Stars:
*** 1/2
Rating: R for language
and nudity
Run
Time: 1
hour, 59 minutes
Kate and
Leo may be the Bogie and Bacall of their generation and their second shared effort
(following “Titanic”) positively oozes quality chemistry.
Not the
kind of chemistry that makes for happy endings. Winslet and DiCaprio are
literally at each other’s throats as April and Frank Wheeler, the classic 1950s
golden couple who suddenly find the luster lost from their white picket fence
union.
Through a
series of deft flashbacks director Sam Mendes builds a case for suburban ennui,
a stifling boredom compounded by two kids and dead end jobs.
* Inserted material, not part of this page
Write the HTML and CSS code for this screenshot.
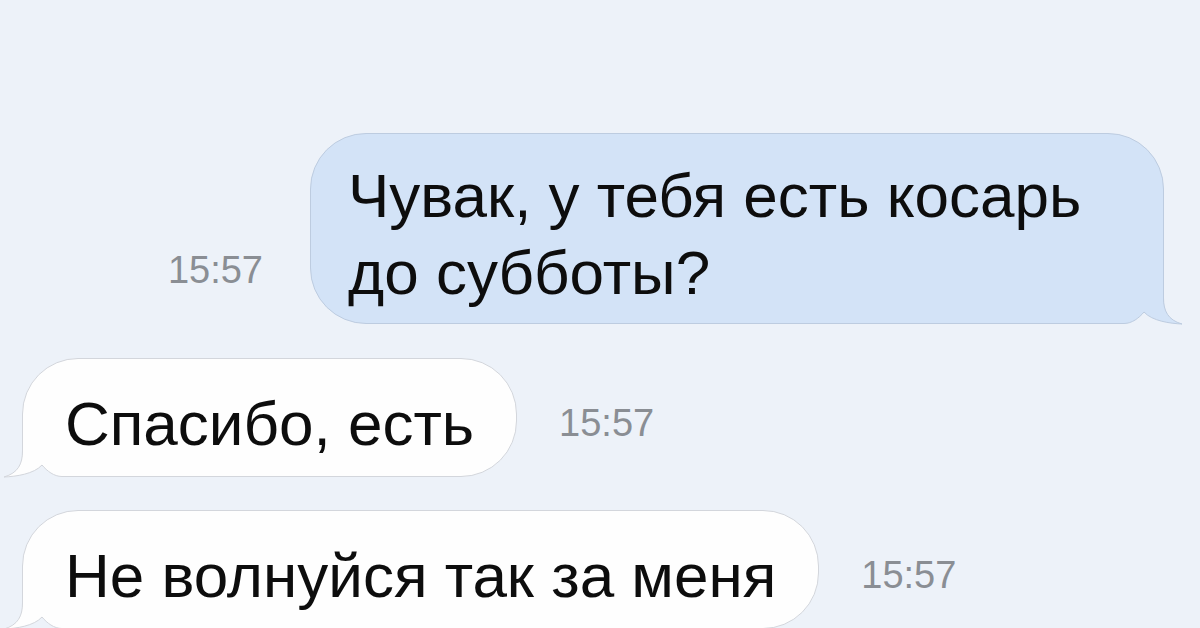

No honeymoon
period in this examination of domestic gloom; a sometimes quiet sometimes
rageful unraveling of dignity, pride and shallow sense of self.
Mendes
focuses on the subtleties; the 50s landscape in shades of grey and beige with
no spark of color to augment joy. When the couple attempt to get “the special
back” by pitching it all and moving to Paris the futility of the plan is
positively painful.
Kate and
Leo bounce off one another like blazing comets, all heat and light and
friction. Smaller roles lend dramatic clout; Kathy Bates as a busybody realtor,
Michael Shannon as her schizophrenic mathematician son (Oscar!) and Dylan Baker
as Frank’s jealous, washed-up co-worker who knows his time has passed.
Scripting,
much from Richard Yates’ 1961 novel of the same name, is spot on, everyone
bleeding dissatisfaction and expressing such with a hopeless emptiness that
hurts.
The
build-up gains slow momentum but once “Road” finds its rhythm it’s positively
devastating.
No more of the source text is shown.